Although the “X” in AJAX refers to XML, JSON documents can also be used as the medium of interaction with the web server. Indeed, because of its tight integration with JavaScript, JSON increasingly became more popular than XML for data interchange. Within a few years of the introduction of the AJAX approach, all serious web developers became familiar with JavaScript programming and with the JSON model.

Figure 4-3 compares the appearance of JSON and XML documents.

Figure 4-3. Comparison of XML and JSON file formats

JSON Databases

The emergence of key-value store databases such as Amazon’s Dynamo, together with the growing popularity of JSON as a data interchange format, set the stage for the emergence of the JSON document database.

There is not a single specification or manifesto outlining the properties of a JSON-based document database. To be a JSON document database, all you need to do is store data in the JSON format.

In a JSON document database, the hierarchy of storage is typically as follows:

A document is the basic unit of storage, corresponding approximately to a row in an RDBMS. A document comprises one or more key-value pairs, and may also contain nested documents and arrays.

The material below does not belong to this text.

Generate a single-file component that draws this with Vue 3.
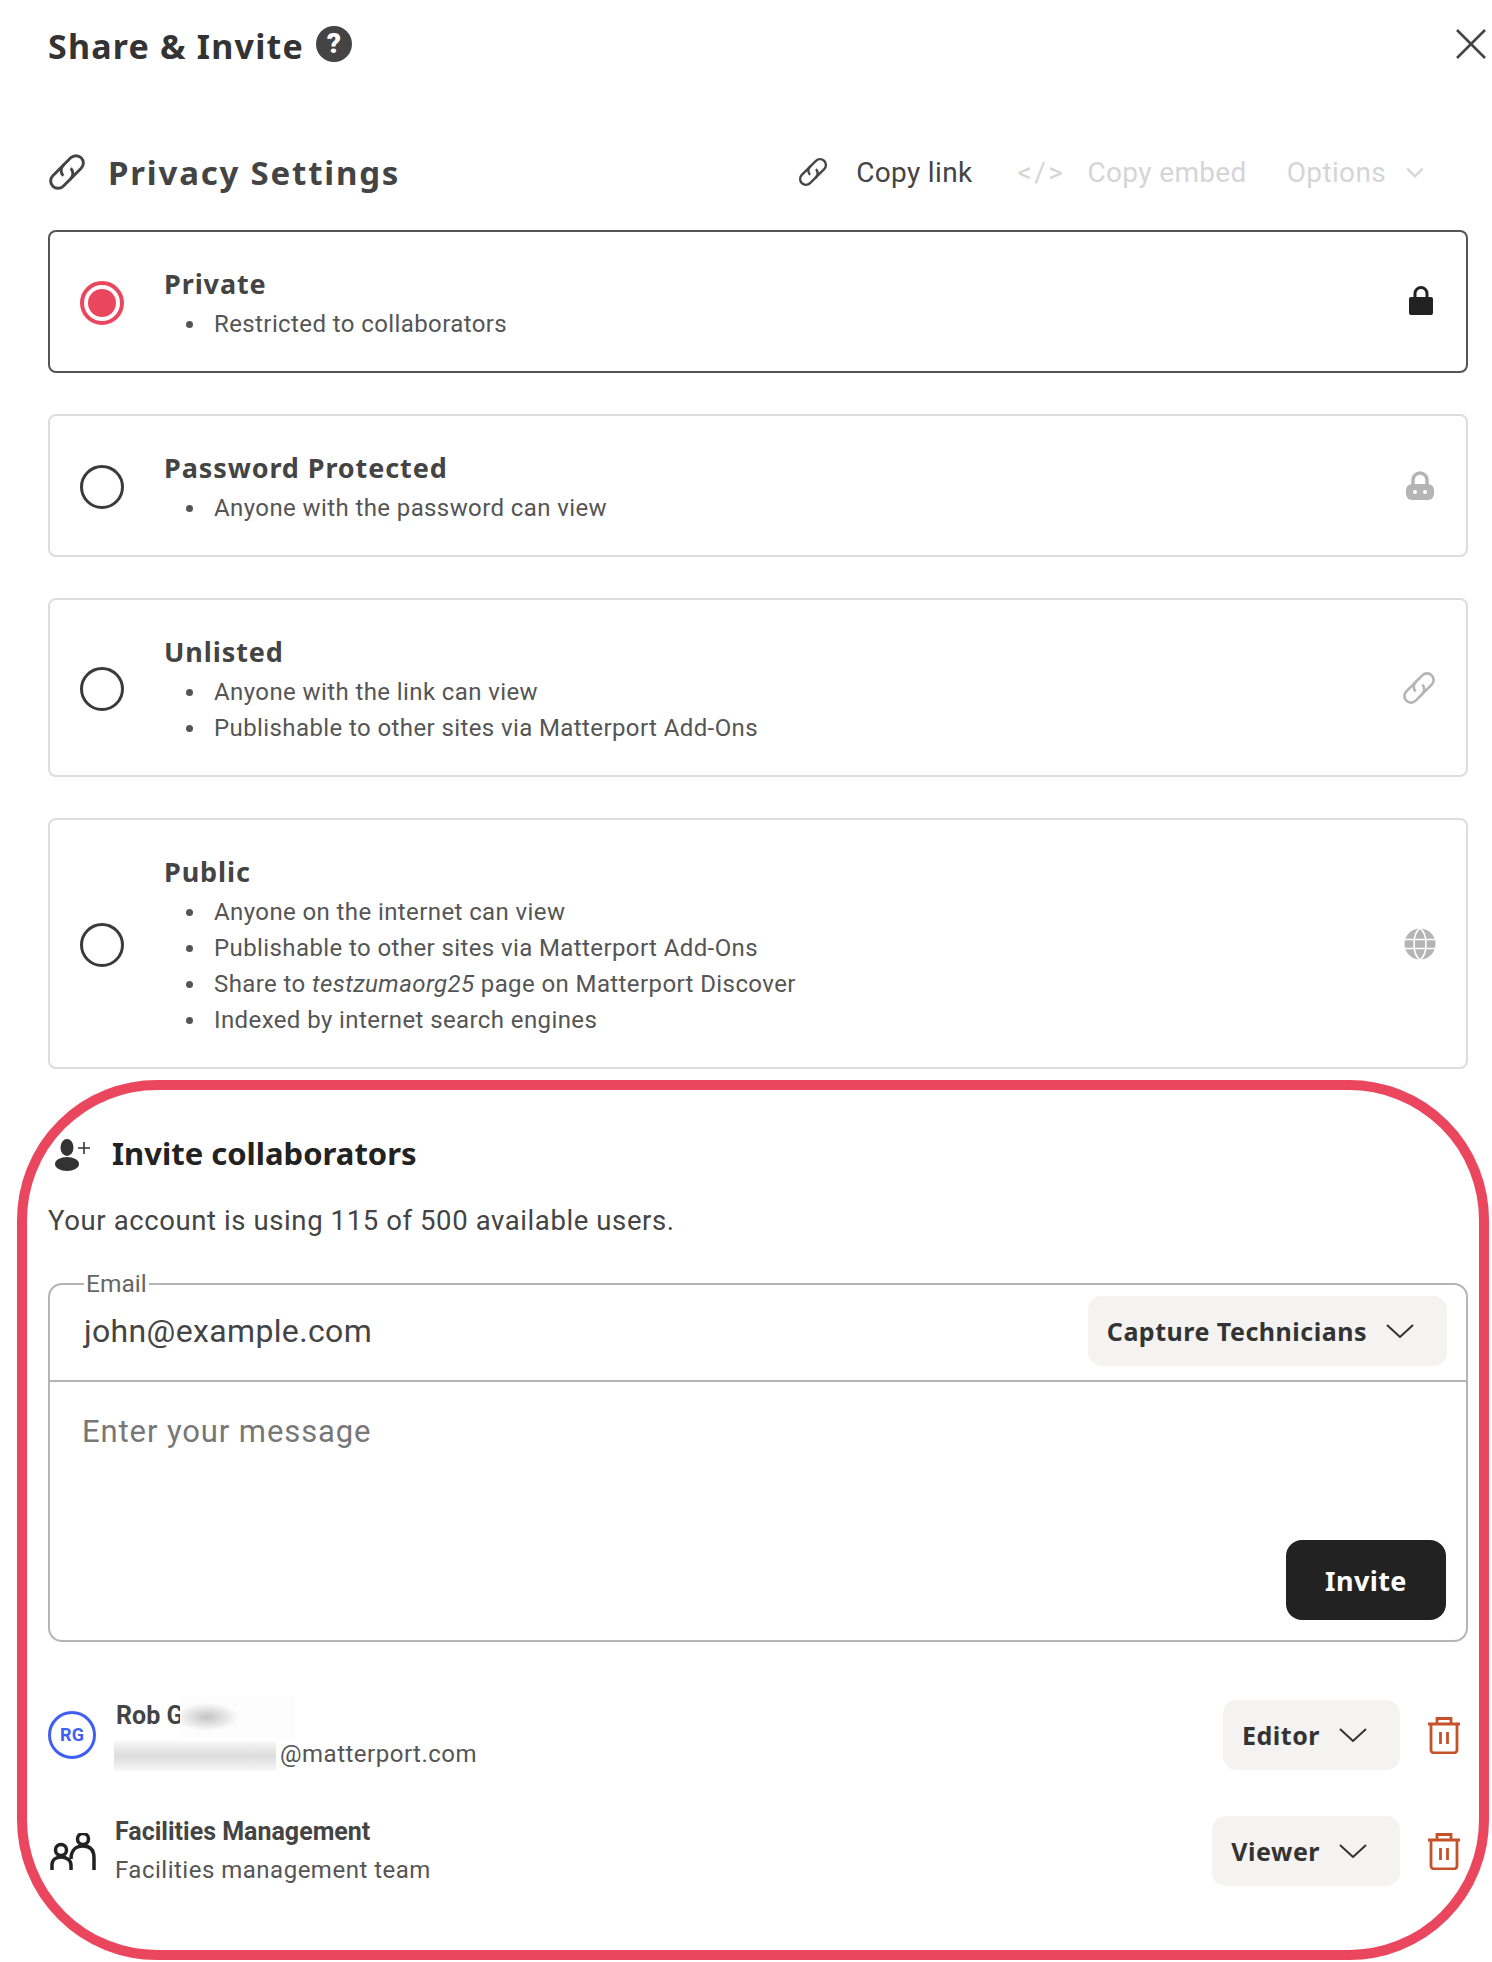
<template>
  <div class="page">
    <header class="top">
      <h1>Share &amp; Invite</h1>
      <span class="help">?</span>
      <svg class="close" viewBox="0 0 32 32"><path d="M2 2 30 30M30 2 2 30" /></svg>
    </header>

    <div class="privacy-head">
      <svg class="link big" viewBox="0 0 36 36"><use href="#link-shape" /></svg>
      <h2>Privacy Settings</h2>
      <div class="actions">
        <svg class="link small" viewBox="0 0 36 36"><use href="#link-shape" /></svg>
        <span class="copy-link">Copy link</span>
        <span class="off code">&lt;/&gt;</span>
        <span class="off embed">Copy embed</span>
        <span class="off options">Options</span>
        <svg class="opt-chev" viewBox="0 0 16 10"><path d="M1 1.5 8 8.5 15 1.5" /></svg>
      </div>
    </div>

    <div class="cards">
      <div v-for="o in options" :key="o.title" class="card" :class="{ active: o.active }">
        <span class="radio"></span>
        <div class="card-body">
          <div class="card-title">{{ o.title }}</div>
          <ul>
            <li v-for="b in o.bullets" :key="b.before">
              {{ b.before }}<i v-if="b.em">{{ b.em }}</i>{{ b.after }}
            </li>
          </ul>
        </div>
        <svg v-if="o.icon === 'lock'" class="ic lock" viewBox="0 0 24 30">
          <path d="M6 13V8.500a6 6 0 0 1 12 0V13" fill="none" stroke="#222" stroke-width="3" />
          <rect x="0" y="12" width="24" height="18" rx="2" fill="#222" />
        </svg>
        <svg v-else-if="o.icon === 'pass'" class="ic pass" viewBox="0 0 30 30">
          <path d="M8 14V9a7 7 0 0 1 14 0v5" fill="none" stroke="#b5b5b5" stroke-width="3.500" />
          <rect x="1" y="13" width="28" height="16" rx="6" fill="#b5b5b5" />
          <circle cx="10" cy="21" r="2" fill="#fff" />
          <circle cx="20" cy="21" r="2" fill="#fff" />
        </svg>
        <svg v-else-if="o.icon === 'link'" class="ic chain" viewBox="0 0 36 36"><use href="#link-shape" /></svg>
        <svg v-else class="ic globe" viewBox="0 0 32 32">
          <circle cx="16" cy="16" r="15.500" fill="#b5b5b5" />
          <path d="M0 11.500h32M0 20.500h32" stroke="#fff" stroke-width="1.600" fill="none" />
          <path d="M16 0c-8 6-8 26 0 32M16 0c8 6 8 26 0 32" stroke="#fff" stroke-width="1.600" fill="none" />
        </svg>
      </div>
    </div>

    <section class="invite">
      <div class="invite-head">
        <svg class="person-add" viewBox="0 0 36 32">
          <ellipse cx="12" cy="8.500" rx="6.500" ry="8.500" fill="#333" />
          <ellipse cx="12" cy="25" rx="12" ry="7" fill="#333" />
          <path d="M29 3v12M23 9h12" stroke="#333" stroke-width="1.600" fill="none" />
        </svg>
        <h3>Invite collaborators</h3>
      </div>
      <p class="usage">Your account is using 115 of 500 available users.</p>

      <fieldset class="form">
        <legend>Email</legend>
        <div class="email-row">
          <span class="email">john@example.com</span>
          <button class="drop">
            Capture Technicians
            <svg viewBox="0 0 28 14"><path d="M1 1 14 13 27 1" /></svg>
          </button>
        </div>
        <div class="message-box">
          <span class="placeholder">Enter your message</span>
          <button class="send">Invite</button>
        </div>
      </fieldset>

      <div class="person rob">
        <span class="avatar">RG</span>
        <div class="who">
          <div class="name">Rob G<span class="name-smudge"></span></div>
          <div class="sub"><span class="mail-smudge"></span>@matterport.com</div>
        </div>
        <button class="drop">
          Editor
          <svg viewBox="0 0 28 14"><path d="M1 1 14 13 27 1" /></svg>
        </button>
        <svg class="trash" viewBox="0 0 34 38"><use href="#trash-shape" /></svg>
      </div>

      <div class="person team">
        <svg class="group" viewBox="0 0 46 38">
          <circle cx="11" cy="17" r="5.500" />
          <circle cx="33" cy="6" r="5.500" />
          <path d="M2 37V32c0-5 4-8 9-8s10 3 10 8v5" />
          <path d="M21 26c0-9 5-13 12-13s11 4 11 12v12" />
        </svg>
        <div class="who">
          <div class="name">Facilities Management</div>
          <div class="sub">Facilities management team</div>
        </div>
        <button class="drop">
          Viewer
          <svg viewBox="0 0 28 14"><path d="M1 1 14 13 27 1" /></svg>
        </button>
        <svg class="trash" viewBox="0 0 34 38"><use href="#trash-shape" /></svg>
      </div>

      <div class="frame"></div>
    </section>

    <svg class="defs" width="0" height="0">
      <defs>
        <g id="link-shape" fill="none" stroke="currentColor" stroke-width="2.800" transform="translate(18 18) rotate(-45)">
          <path d="M3-7H-12A7 7 0 0 0-12 7H-2A7 7 0 0 0 5 0" />
          <path d="M-3 7H12A7 7 0 0 0 12-7H2A7 7 0 0 0-5 0" />
        </g>
        <g id="trash-shape" fill="none" stroke="#c5522a" stroke-width="2.800">
          <path d="M1 8h32M10 8V2.500h14V8M4 8v26a3 3 0 0 0 3 3h20a3 3 0 0 0 3-3V8" />
          <path d="M13.500 16v12M20.500 16v12" />
        </g>
      </defs>
    </svg>
  </div>
</template>

<script setup>
const options = [
  {
    title: "Private",
    active: true,
    icon: "lock",
    bullets: [{ before: "Restricted to collaborators" }],
  },
  {
    title: "Password Protected",
    icon: "pass",
    bullets: [{ before: "Anyone with the password can view" }],
  },
  {
    title: "Unlisted",
    icon: "link",
    bullets: [
      { before: "Anyone with the link can view" },
      { before: "Publishable to other sites via Matterport Add-Ons" },
    ],
  },
  {
    title: "Public",
    icon: "globe",
    bullets: [
      { before: "Anyone on the internet can view" },
      { before: "Publishable to other sites via Matterport Add-Ons" },
      { before: "Share to ", em: "testzumaorg25", after: " page on Matterport Discover" },
      { before: "Indexed by internet search engines" },
    ],
  },
];
</script>

<style>
html,
body {
  margin: 0;
  background: #fff;
}
</style>

<style scoped>
.page {
  width: 1492px;
  height: 1962px;
  box-sizing: border-box;
  padding: 0 24px 0 48px;
  font-family: Roboto, "Liberation Sans", sans-serif;
  color: #333;
  overflow: hidden;
}
.top {
  display: flex;
  align-items: center;
  height: 92px;
}
h1 {
  margin: 0;
  font-family: "Noto Sans", Roboto, sans-serif;
  font-size: 34px;
  font-weight: 700;
  letter-spacing: 1.2px;
  color: #333;
}
.help {
  width: 36px;
  height: 36px;
  margin: -4px 0 0 12px;
  border-radius: 50%;
  background: #444;
  color: #fff;
  font-size: 28px;
  font-weight: 900;
  line-height: 36px;
  text-align: center;
}
.close {
  width: 32px;
  height: 32px;
  margin: -4px -19px 0 auto;
  fill: none;
  stroke: #444;
  stroke-width: 2.6;
}
.privacy-head {
  display: flex;
  align-items: center;
  height: 116px;
  padding-top: 22px;
}
.link {
  color: #444;
}
.link.big {
  width: 38px;
  height: 38px;
}
h2 {
  margin: 0 0 0 22px;
  font-family: "Noto Sans", Roboto, sans-serif;
  font-size: 33px;
  font-weight: 700;
  letter-spacing: 1.8px;
  color: #444;
}
.actions {
  display: flex;
  align-items: center;
  margin-left: auto;
  margin-right: 44px;
  letter-spacing: 0.35px;
}
.link.small {
  width: 30px;
  height: 30px;
}
.copy-link {
  margin-left: 28px;
  font-size: 28px;
  color: #444;
}
.off {
  color: #d5d5d5;
  font-size: 28px;
}
.code {
  margin-left: 45px;
  letter-spacing: 2.5px;
}
.embed {
  margin-left: 22px;
}
.options {
  margin-left: 40px;
}
.opt-chev {
  width: 18px;
  height: 11px;
  margin-left: 20px;
  fill: none;
  stroke: #d5d5d5;
  stroke-width: 2;
}
.cards {
  display: flex;
  flex-direction: column;
  gap: 41px;
}
.card {
  display: flex;
  align-items: center;
  box-sizing: border-box;
  padding: 32px 26px 29px 30px;
  border: 2px solid #ddd;
  border-radius: 8px;
}
.card.active {
  border-color: #555;
}
.radio {
  position: relative;
  flex: none;
  box-sizing: border-box;
  width: 44px;
  height: 44px;
  border: 3.5px solid #3a3a3a;
  border-radius: 50%;
}
.card.active .radio {
  border: 4px solid #ea475f;
}
.card.active .radio::after {
  content: "";
  position: absolute;
  inset: 4px;
  border-radius: 50%;
  background: #ea475f;
}
.card-body {
  flex: 1;
  margin-left: 40px;
}
.card-title {
  font-family: "Noto Sans", Roboto, sans-serif;
  font-size: 27px;
  line-height: 40px;
  font-weight: 700;
  letter-spacing: 0.9px;
  color: #444;
}
ul {
  margin: 2px 0 0;
  padding: 0 0 0 50px;
  list-style: none;
}
li {
  position: relative;
  font-size: 24px;
  line-height: 36px;
  letter-spacing: 0.4px;
  color: #555;
}
li::before {
  content: "";
  position: absolute;
  left: -28px;
  top: 15px;
  width: 7px;
  height: 7px;
  border-radius: 50%;
  background: #555;
}
.ic {
  flex: none;
  margin-top: -3px;
}
.lock {
  width: 24px;
  height: 30px;
  margin-top: -7px;
  margin-right: 7px;
}
.pass {
  width: 30px;
  height: 30px;
  margin-right: 5px;
}
.chain {
  width: 34px;
  height: 34px;
  color: #b5b5b5;
  margin-right: 4px;
}
.globe {
  width: 32px;
  height: 32px;
  margin-right: 4px;
}
.invite {
  position: relative;
  margin-top: 66px;
}
.invite-head {
  display: flex;
  align-items: center;
  height: 40px;
  margin-left: 7px;
}
.person-add {
  width: 36px;
  height: 32px;
}
h3 {
  margin: -4px 0 0 21px;
  font-family: "Noto Sans", Roboto, sans-serif;
  font-size: 31px;
  font-weight: 700;
  color: #222;
}
.usage {
  margin: 28px 0 0;
  font-size: 27.5px;
  line-height: 36px;
  letter-spacing: 0.6px;
  color: #444;
}
.form {
  margin: 31px 0 0;
  padding: 0;
  border: 2px solid #b5b5b5;
  border-radius: 14px;
}
legend {
  margin-left: 34px;
  padding: 0 2px;
  font-size: 24.5px;
  line-height: 28px;
  color: #666;
}
.email-row {
  display: flex;
  align-items: center;
  justify-content: space-between;
  height: 84px;
  padding: 0 19px 17px 34px;
  box-sizing: border-box;
  border-bottom: 2px solid #b5b5b5;
}
.email {
  font-size: 32px;
  letter-spacing: 0.35px;
  color: #444;
}
.drop {
  display: flex;
  flex: none;
  align-items: center;
  gap: 19px;
  height: 70px;
  padding: 0 33px 0 19px;
  border: 0;
  border-radius: 14px;
  background: #f4f3f2;
  font-family: "Noto Sans", Roboto, sans-serif;
  font-size: 25px;
  font-weight: 700;
  letter-spacing: 0.5px;
  color: #333;
}
.drop svg {
  width: 28px;
  height: 14px;
  fill: none;
  stroke: #333;
  stroke-width: 2;
}
.message-box {
  display: flex;
  flex-direction: column;
  height: 258px;
  box-sizing: border-box;
  padding: 31px 20px 20px 32px;
}
.placeholder {
  font-size: 31px;
  letter-spacing: 0.9px;
  color: #777;
}
.send {
  width: 160px;
  height: 80px;
  margin: auto 0 0 auto;
  border: 0;
  border-radius: 16px;
  background: #222;
  color: #fff;
  font-family: "Noto Sans", Roboto, sans-serif;
  font-size: 27px;
  font-weight: 700;
  letter-spacing: 0.4px;
}
.person {
  display: flex;
  align-items: center;
  height: 70px;
}
.person .drop {
  margin-left: auto;
}
.rob {
  margin-top: 58px;
}
.team {
  margin-top: 46px;
}
.avatar {
  flex: none;
  box-sizing: border-box;
  width: 48px;
  height: 48px;
  border: 3px solid #3f5fef;
  border-radius: 50%;
  color: #3f5fef;
  font-size: 18px;
  font-weight: 700;
  line-height: 42px;
  text-align: center;
}
.group {
  flex: none;
  width: 46px;
  height: 38px;
  margin: 2px 0 0 2px;
  fill: none;
  stroke: #222;
  stroke-width: 3.5;
}
.who {
  flex: 1;
  margin-left: 20px;
}
.team .who {
  margin-left: 19px;
}
.name {
  position: relative;
  font-size: 25px;
  line-height: 38px;
  font-weight: 700;
  color: #444;
}
.sub {
  position: relative;
  font-size: 24px;
  line-height: 38px;
  letter-spacing: 0.5px;
  color: #555;
}
.name-smudge {
  position: absolute;
  left: 64px;
  top: -1px;
  width: 115px;
  height: 44px;
  background: radial-gradient(ellipse 32px 14px at 27px 21px, #c4c4c4, #f7f7f7 90%, #fdfdfd);
}
.mail-smudge {
  display: inline-block;
  width: 162px;
  height: 30px;
  margin: 0 4px 0 -2px;
  vertical-align: middle;
  background: linear-gradient(#f8f8f8, #dcdcdc 50%, #f8f8f8);
}
.trash {
  flex: none;
  width: 34px;
  height: 38px;
  margin: 0 7px 0 27px;
}
.frame {
  position: absolute;
  left: -31px;
  right: -21px;
  top: -55px;
  height: 880px;
  box-sizing: border-box;
  border: 10px solid #ea475f;
  border-radius: 140px;
  pointer-events: none;
}
.defs {
  position: absolute;
}
</style>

Arrays may also contain documents allowing for a complex hierarchical structure.
A collection or data bucket is a set of documents sharing some common purpose; this is roughly equivalent to a relational table. The documents in a collection don’t have to be of the same type, though it is typical for documents in a collection to represent a common category of information.

While a document database could theoretically implement a third normal form schema exactly as it would be used within a relational system, document databases more typically model data in a smaller number of collections, with nested documents representing master-detail relationships.

For instance, consider a database of movies and actors. In a relational data model, we would represent actors and films in separate tables, and create a join table that would indicate which actors appeared in which films, as shown in Figure 4-4.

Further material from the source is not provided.